Ricostruzione, la paura del contributo diretto: attesa la parola del MEF

14 Novembre 2012   11:27  

Il giorno delle verità potrebbe essere oggi.

L'Aquila dovrebbe finalmente scoprire che strada sta prendendo la ricostruzione.

A far tremare i polsi delle piccole ditte impegnate nella ricostruzione di abitazioni private, e di conseguenza anche dei cittadini, è l'ipotesi di una ricostruzione che sia pagata dallo Stato attraverso un contributo diretto e non tramite finanziamento agevolato, così come era stato fino ad oggi.

E' prevista per oggi la decisione del Ministero dell'Economia e delle Finanze sull'ipotesi, richiesta da più parte, di rifinanziare il plafond della Cassa Depositi e Prestiti per L'Aquila.

E' recentissimo il finanziamento del plafond per l'Emilia Romagna: in Cassa sono stanziati 12 milioni di euro per spingere la ripresa economica delle attività economiche della zona, così in due distinti plafond da 6 miliardi di euro ciascuno: uno per la concessione di finanziamenti agevolati a favore dei titolari di reddito d’impresa - che hanno subito danni a seguito del sisma - per la dilazione del pagamento di tributi, contributi previdenziali e assistenziali e premi per l’assicurazione obbligatoria, dovuti allo Stato per effetto della sospensione degli adempimenti da maggio a novembre del 2012 e degli oneri dovuti dal 1° dicembre 2012 al 30 giugno 2013.

L'altro plafond per provvista agli istituti di credito per la concessione di finanziamenti agevolati ai soggetti danneggiati dal sisma per interventi di riparazione, ripristino e ricostruzione di immobili adibiti ad uso residenziale e ad uso produttivo (inclusi gli impianti e i macchinari). Le risorse saranno pienamente utilizzabili a partire da gennaio 2013.

Senza cercare il confronto con l'Emilia, che non avrebbe motivo, c'è un evidente disparità: 2 miliari di euro per L'Aquila.

Il ministro Barca lo aveva detto chiaramente “per L'Aquila non ci sarà più un euro in Cassa”

E oggi il MEF dovrà stabilire se ci sarà un altra forma di accordo, come quello che ci fu inizialmente per la ricostruzione ovvero una convenzione tra ABI e CDP per il finanziamento delle opere di ricostruzione. Grazie a questa convenzione, esistevano fondi certi per le imprese, che ottenuto il via definitivo alla ricostruzione, potevano partire davvero con i fondi che arrivavano per il primo quarto subito ad avvio cantiere, soldi che erano stipati nella Cassa che li versava alle banche. 

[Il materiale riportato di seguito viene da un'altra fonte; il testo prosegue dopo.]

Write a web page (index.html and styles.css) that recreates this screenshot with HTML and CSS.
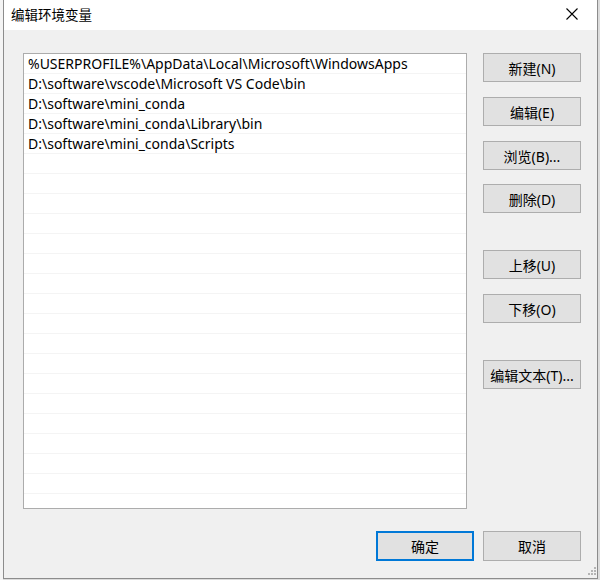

Ore le banche non aprono più linee di credito per nessuno.

E nessuno senza anticipi può far partire i cantieri nei tempi previsti.

Con il finanziamente agevolato: dall'approvazione definitiva della pratica di ricostruzione, dal momento quindi della pubblicazione sull'albo pretorio del Comune l'impresa ha 30 giorni per aprire il cantiere, pena, per il privato che sta ricostruendo, la perdita di tutti i diritti per l'assistenza (progetto Case, Map etc.). Al tempo della convenzione (che ufficialmente è attiva fino al 31 dicembre 2012, ma senza un euro dentro) in quei giorni arrivava il primo contributo.

Ora invece, il processo è diverso: dopo l'inizio dei lavori la ditta presenta al Comune, il SAL (stato avanzamento lavori) che lo analizza con l'Ufficio Speciale, che lo rende noto al Governo, che dovrà poi finaziarlo. Tempi evidentemente lunghissimo, il rischio è quello di non farcela: le ditte a pagare i dipendenti, i cittadini a non perdere i diritti di assistenza.

E che si fa?

Per ora si attende, quasi in silenzio, la decisione del Mef, che dovrebbe arrivare oggi.